This phase will pass, and it usually passes much quicker if you're *there* for him (M)

It may mean being there - literally - 24/7 till it passes - but you will be glad you did it that way later on, because after this passes, he'll just blossom! Just be calm and consistent. Here are some ideas that may help make things go smoother:

Separation/return games, and short practice separations are quite helpful. If baby is not comfy with dad (or others) just yet, try playing games with baby, like peek-a-boo and “where’s the baby?”

You can play peek-a-boo with baby's feet: With the baby lying on his back, lift the legs “up, up, up” so baby's feet hide your face, and then “Peek-a-boo!” as you open the legs wide. Often babies love to open their legs themselves to find you.

When you play “Where’s the Baby?”(or "where's [insert baby's name]), you drop a lightweight cloth (receiving blanket, hand towel, cloth diaper, etc.) over your baby’s head, ask, “Where’s the baby?” and pull the cloth again grinning and saying, “There you are!”

This is a game most babies LOVE! They usually have a blast pulling the cloth off and laughing. You can put the cloth over your own head, too. Taking the game one step further, you can partially hide behind a chair or around a corner where you will be easily discovered. To incorporate Dad (or others).. take the baby and say "Where's Daddy?" and he can peek out, or you can "sneak" to find him. Then as baby relaxes and enjoys the game (knows what's coming), DAD can take baby and find you. Then later, when you have to go, have Dad play this game with baby "one on one".

You can also incorporate hiding and finding toys.

You can use "practice separations", for example, you tell your baby that you will be going to another room and that you’ll be right back (even though the baby will not understand the words yet). (i.e. mommy's got to potty, be right back) Then have dad stand outside the bathroom door and do the "where's mommy?" you can also call her..."Moooommmmmyyyy?"[soft and gentle question] and then "where's mommy?" I hear mommy.. and YOU talk to baby thru bathroom door.

Once you open the door, you can say something like “Hello!” or "There she is!". (note: “Bye-bye” is one of the first words most babies learn. It can be good to teach them "hello" too <g>)

Introduce new people and places gradually. If you're planning (in future) to leave your child with a relative or a new babysitter, then invite that person over in advance so baby can get to know that person and feel comfortable. It's also good to have a week of "dry run" (two if you can), where you start out with 1/3 day (a couple hrs) then 1/2 day, then when it's time, the "full day". This gives baby and you time to adjust and also to work out any kinks that may arise.

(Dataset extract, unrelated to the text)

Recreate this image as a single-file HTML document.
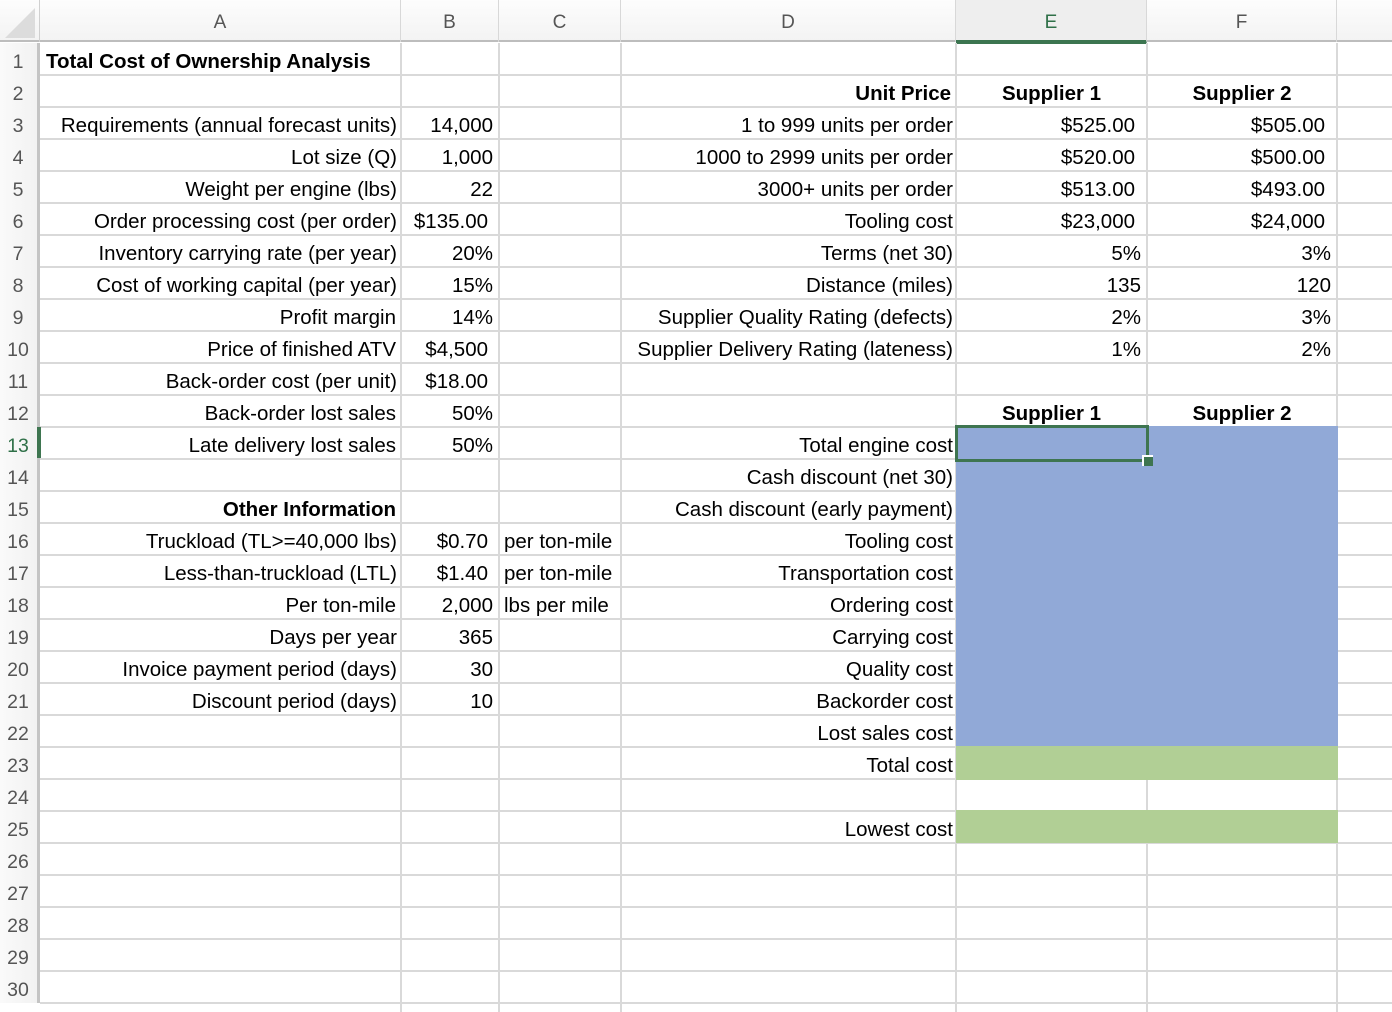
<!DOCTYPE html>
<html><head><meta charset="utf-8"><style>
*{margin:0;padding:0;box-sizing:border-box}
body{width:1392px;height:1012px;overflow:hidden;background:#fff;position:relative;font-family:"Liberation Sans",Arial,sans-serif;font-size:20.5px;color:#000}
.hdr{position:absolute;top:0;left:0;width:1392px;height:42px;background:linear-gradient(#fdfdfd,#f3f3f3);border-bottom:2px solid #bdbdbd}
.hc{position:absolute;top:0;height:42px;line-height:46px;text-align:center;color:#555;font-size:19px;border-right:1px solid #d8d8d8}
.rn{position:absolute;left:0;width:40px;height:960px;top:43px;background:linear-gradient(90deg,#fafafa,#f2f2f2);border-right:3px solid #c4c4c4}
.n{position:absolute;left:0;width:36px;height:32px;line-height:38px;text-align:center;color:#555;font-size:19.5px}
.hl{position:absolute;left:40px;width:1352px;height:2px;background:#d9d9d9}
.vl{position:absolute;top:43px;width:2px;height:969px;background:#d9d9d9}
.f{position:absolute}
.c{position:absolute;height:32px;line-height:38px;white-space:nowrap;overflow:visible}
.r{text-align:right}
.b{font-weight:bold}
.ctr{text-align:center}
</style></head><body>
<div class="hdr"></div>
<div style="position:absolute;left:0;top:0;width:40px;height:42px;border-right:1px solid #d0d0d0"><div style="position:absolute;right:4px;bottom:4px;width:0;height:0;border-left:30px solid transparent;border-bottom:30px solid #dcdcdc"></div></div>
<div class="hc" style="left:40px;width:361px">A</div>
<div class="hc" style="left:401px;width:98px">B</div>
<div class="hc" style="left:499px;width:122px">C</div>
<div class="hc" style="left:621px;width:335px">D</div>
<div class="hc" style="left:956px;width:191px;background:#eeeeee;color:#2f7048;border-bottom:4px solid #3c7550;height:44px">E</div>
<div class="hc" style="left:1147px;width:190px">F</div>
<div class="hc" style="left:1337px;width:55px;border-right:none"></div>

<div class="rn"></div>
<div class="hl" style="top:74px"></div><div class="hl" style="top:106px"></div><div class="hl" style="top:138px"></div><div class="hl" style="top:170px"></div><div class="hl" style="top:202px"></div><div class="hl" style="top:234px"></div><div class="hl" style="top:266px"></div><div class="hl" style="top:298px"></div><div class="hl" style="top:330px"></div><div class="hl" style="top:362px"></div><div class="hl" style="top:394px"></div><div class="hl" style="top:426px"></div><div class="hl" style="top:458px"></div><div class="hl" style="top:490px"></div><div class="hl" style="top:522px"></div><div class="hl" style="top:554px"></div><div class="hl" style="top:586px"></div><div class="hl" style="top:618px"></div><div class="hl" style="top:650px"></div><div class="hl" style="top:682px"></div><div class="hl" style="top:714px"></div><div class="hl" style="top:746px"></div><div class="hl" style="top:778px"></div><div class="hl" style="top:810px"></div><div class="hl" style="top:842px"></div><div class="hl" style="top:874px"></div><div class="hl" style="top:906px"></div><div class="hl" style="top:938px"></div><div class="hl" style="top:970px"></div><div class="hl" style="top:1002px"></div>
<div class="vl" style="left:400px"></div><div class="vl" style="left:498px"></div><div class="vl" style="left:620px"></div><div class="vl" style="left:955px"></div><div class="vl" style="left:1146px"></div><div class="vl" style="left:1336px"></div>

<div class="f" style="left:956px;top:426px;width:382px;height:320px;background:#91a9d7"></div>
<div class="f" style="left:956px;top:746px;width:382px;height:34px;background:#b1cf95"></div>
<div class="f" style="left:956px;top:810px;width:382px;height:33px;background:#b1cf95"></div>
<div class="f" style="left:955px;top:425px;width:194px;height:37px;border:3px solid #3e7550"></div>
<div class="f" style="left:1142px;top:455px;width:11px;height:11px;background:#3e7550;border-left:2px solid #fff;border-top:2px solid #fff"></div>

<div class="n" style="top:43px">1</div><div class="n" style="top:75px">2</div><div class="n" style="top:107px">3</div><div class="n" style="top:139px">4</div><div class="n" style="top:171px">5</div><div class="n" style="top:203px">6</div><div class="n" style="top:235px">7</div><div class="n" style="top:267px">8</div><div class="n" style="top:299px">9</div><div class="n" style="top:331px">10</div><div class="n" style="top:363px">11</div><div class="n" style="top:395px">12</div><div class="n" style="top:427px;color:#2f7048">13</div><div class="n" style="top:459px">14</div><div class="n" style="top:491px">15</div><div class="n" style="top:523px">16</div><div class="n" style="top:555px">17</div><div class="n" style="top:587px">18</div><div class="n" style="top:619px">19</div><div class="n" style="top:651px">20</div><div class="n" style="top:683px">21</div><div class="n" style="top:715px">22</div><div class="n" style="top:747px">23</div><div class="n" style="top:779px">24</div><div class="n" style="top:811px">25</div><div class="n" style="top:843px">26</div><div class="n" style="top:875px">27</div><div class="n" style="top:907px">28</div><div class="n" style="top:939px">29</div><div class="n" style="top:971px">30</div>
<div class="f" style="left:37px;top:427px;width:4px;height:31px;background:#3e7550"></div>

<div class="c b" style="left:46px;top:43px">Total Cost of Ownership Analysis</div>
<div class="c r" style="left:40px;width:357px;top:107px">Requirements (annual forecast units)</div>
<div class="c r" style="left:40px;width:357px;top:139px">Lot size (Q)</div>
<div class="c r" style="left:40px;width:357px;top:171px">Weight per engine (lbs)</div>
<div class="c r" style="left:40px;width:357px;top:203px">Order processing cost (per order)</div>
<div class="c r" style="left:40px;width:357px;top:235px">Inventory carrying rate (per year)</div>
<div class="c r" style="left:40px;width:357px;top:267px">Cost of working capital (per year)</div>
<div class="c r" style="left:40px;width:356px;top:299px">Profit margin</div>
<div class="c r" style="left:40px;width:356px;top:331px">Price of finished ATV</div>
<div class="c r" style="left:40px;width:357px;top:363px">Back-order cost (per unit)</div>
<div class="c r" style="left:40px;width:356px;top:395px">Back-order lost sales</div>
<div class="c r" style="left:40px;width:356px;top:427px">Late delivery lost sales</div>
<div class="c r b" style="left:40px;width:356px;top:491px">Other Information</div>
<div class="c r" style="left:40px;width:357px;top:523px">Truckload (TL&gt;=40,000 lbs)</div>
<div class="c r" style="left:40px;width:357px;top:555px">Less-than-truckload (LTL)</div>
<div class="c r" style="left:40px;width:356px;top:587px">Per ton-mile</div>
<div class="c r" style="left:40px;width:357px;top:619px">Days per year</div>
<div class="c r" style="left:40px;width:357px;top:651px">Invoice payment period (days)</div>
<div class="c r" style="left:40px;width:357px;top:683px">Discount period (days)</div>

<div class="c r" style="left:401px;width:92px;top:107px">14,000</div>
<div class="c r" style="left:401px;width:92px;top:139px">1,000</div>
<div class="c r" style="left:401px;width:92px;top:171px">22</div>
<div class="c r" style="left:401px;width:87px;top:203px">$135.00</div>
<div class="c r" style="left:401px;width:92px;top:235px">20%</div>
<div class="c r" style="left:401px;width:92px;top:267px">15%</div>
<div class="c r" style="left:401px;width:92px;top:299px">14%</div>
<div class="c r" style="left:401px;width:87px;top:331px">$4,500</div>
<div class="c r" style="left:401px;width:87px;top:363px">$18.00</div>
<div class="c r" style="left:401px;width:92px;top:395px">50%</div>
<div class="c r" style="left:401px;width:92px;top:427px">50%</div>
<div class="c r" style="left:401px;width:87px;top:523px">$0.70</div>
<div class="c r" style="left:401px;width:87px;top:555px">$1.40</div>
<div class="c r" style="left:401px;width:92px;top:587px">2,000</div>
<div class="c r" style="left:401px;width:92px;top:619px">365</div>
<div class="c r" style="left:401px;width:92px;top:651px">30</div>
<div class="c r" style="left:401px;width:92px;top:683px">10</div>

<div class="c" style="left:504px;top:523px">per ton-mile</div>
<div class="c" style="left:504px;top:555px">per ton-mile</div>
<div class="c" style="left:504px;top:587px">lbs per mile</div>

<div class="c r b" style="left:621px;width:330px;top:75px">Unit Price</div>
<div class="c r" style="left:621px;width:332px;top:107px">1 to 999 units per order</div>
<div class="c r" style="left:621px;width:332px;top:139px">1000 to 2999 units per order</div>
<div class="c r" style="left:621px;width:332px;top:171px">3000+ units per order</div>
<div class="c r" style="left:621px;width:332px;top:203px">Tooling cost</div>
<div class="c r" style="left:621px;width:332px;top:235px">Terms (net 30)</div>
<div class="c r" style="left:621px;width:332px;top:267px">Distance (miles)</div>
<div class="c r" style="left:621px;width:332px;top:299px">Supplier Quality Rating (defects)</div>
<div class="c r" style="left:621px;width:332px;top:331px">Supplier Delivery Rating (lateness)</div>
<div class="c r" style="left:621px;width:332px;top:427px">Total engine cost</div>
<div class="c r" style="left:621px;width:332px;top:459px">Cash discount (net 30)</div>
<div class="c r" style="left:621px;width:332px;top:491px">Cash discount (early payment)</div>
<div class="c r" style="left:621px;width:332px;top:523px">Tooling cost</div>
<div class="c r" style="left:621px;width:332px;top:555px">Transportation cost</div>
<div class="c r" style="left:621px;width:332px;top:587px">Ordering cost</div>
<div class="c r" style="left:621px;width:332px;top:619px">Carrying cost</div>
<div class="c r" style="left:621px;width:332px;top:651px">Quality cost</div>
<div class="c r" style="left:621px;width:332px;top:683px">Backorder cost</div>
<div class="c r" style="left:621px;width:332px;top:715px">Lost sales cost</div>
<div class="c r" style="left:621px;width:332px;top:747px">Total cost</div>
<div class="c r" style="left:621px;width:332px;top:811px">Lowest cost</div>

<div class="c b ctr" style="left:956px;width:191px;top:75px">Supplier 1</div>
<div class="c r" style="left:956px;width:179px;top:107px">$525.00</div>
<div class="c r" style="left:956px;width:179px;top:139px">$520.00</div>
<div class="c r" style="left:956px;width:179px;top:171px">$513.00</div>
<div class="c r" style="left:956px;width:179px;top:203px">$23,000</div>
<div class="c r" style="left:956px;width:185px;top:235px">5%</div>
<div class="c r" style="left:956px;width:185px;top:267px">135</div>
<div class="c r" style="left:956px;width:185px;top:299px">2%</div>
<div class="c r" style="left:956px;width:185px;top:331px">1%</div>
<div class="c b ctr" style="left:956px;width:191px;top:395px">Supplier 1</div>

<div class="c b ctr" style="left:1147px;width:190px;top:75px">Supplier 2</div>
<div class="c r" style="left:1147px;width:178px;top:107px">$505.00</div>
<div class="c r" style="left:1147px;width:178px;top:139px">$500.00</div>
<div class="c r" style="left:1147px;width:178px;top:171px">$493.00</div>
<div class="c r" style="left:1147px;width:178px;top:203px">$24,000</div>
<div class="c r" style="left:1147px;width:184px;top:235px">3%</div>
<div class="c r" style="left:1147px;width:184px;top:267px">120</div>
<div class="c r" style="left:1147px;width:184px;top:299px">3%</div>
<div class="c r" style="left:1147px;width:184px;top:331px">2%</div>
<div class="c b ctr" style="left:1147px;width:190px;top:395px">Supplier 2</div>
</body></html>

If Dad is going to be caregiver from time to time, have him take over some of the care of the baby beforehand. Bathing, reading a story while you hold baby on your lap (you want to make it a gentle, gradual transition if possible), going for walks in stroller (go to mall, give dad the stroller with baby and practice walks and brief "separation" from you (i.e. go behind clothes and play "peek a boo" a few times). Have dad put baby in high chair and offer snacks, cup of water, etc. As he gets more "hands on" with baby, baby accepts that he's "okay" to offer care while you are gone :)

For brief dates out with dh, have grandma or other friend or relative come over for several days in a row, for a couple hrs, or take baby there to visit, so baby "knows" this person (not a complete stranger to baby). Do short runs first (i.e. 30 min or so at first) then graduate to longer time away. Nurse JUST before leaving, kiss baby and go. Things WILL be okay.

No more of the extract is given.